Les nouveautés de la dernière version du code de déontologie
Dans notre lettre au CSOV, nous nous étions référés par simplicité au code de déontologie vétérinaire qui régissait nos pratiques depuis douze ans.
Ce code fait comme on sait l'objet d'une nouvelle version depuis mi-mars 2015. A côté des nouveautés les plus commentées (libéralisation de la communication externe, définition des lieux d'exercice, renforcement du contrôle par l'Ordre des contrats conclus dans le cadre de l'exercice…), deux nouveautés méritent aussi un commentaire :
Premièrement, le VII de l'article R. 242-33, point fourre-tout qui énonçait « Le vétérinaire prend en compte les conséquences de son activité professionnelle sur la santé publique et sur l'environnement et respecte les animaux. » est décomposé en trois points :
« VII. - Le vétérinaire prend en compte les conséquences de son activité professionnelle sur la santé publique notamment en matière d'antibiorésistance.
VIII. - Le vétérinaire respecte les animaux.
IX. - Le vétérinaire prend en compte les conséquences de son activité professionnelle sur l'environnement. »

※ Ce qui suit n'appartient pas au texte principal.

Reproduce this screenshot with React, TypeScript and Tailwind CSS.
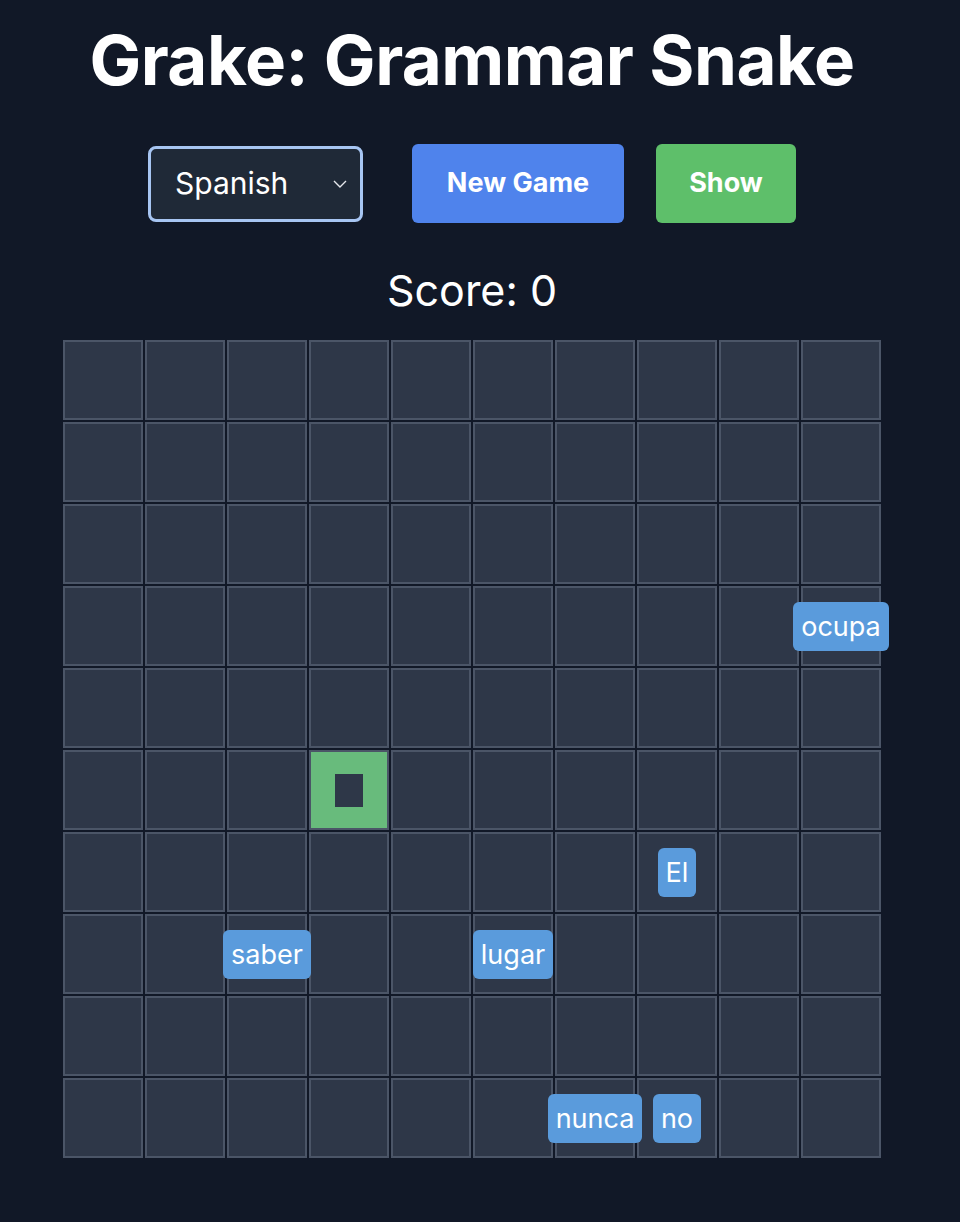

On notera donc que l'obligation de respect des animaux fait désormais l'objet d'une subdivision comme telle.
Deuxièmement, l'article R. 242-48 (Devoirs fondamentaux) est enrichi d'un V ainsi formulé :
« V. - Lorsqu'il se trouve en présence ou est informé d'un animal malade ou blessé, qui est en péril, d'une espèce pour laquelle il possède la compétence, la technicité et l'équipement adapté […], il s'efforce, dans les limites de ses possibilités, d'atténuer la souffrance de l'animal et de recueillir l'accord du demandeur sur des soins appropriés. […] »
On notera que le code de déontologie, contrairement au code pénal, ne prévoit pas d'alinéa dérogatoire « lorsqu'une tradition locale ininterrompue peut être invoquée », hélas pour les vétérinaires « taurins », qui utilisent leur compétence à vérifier que le taureau est soumis à des « sévices graves et actes de cruauté » dans les règles de l'art.
En conclusion, nous sommes naturellement à la disposition des élus ordinaux pour documenter la question de la corrida au XXIème siècle.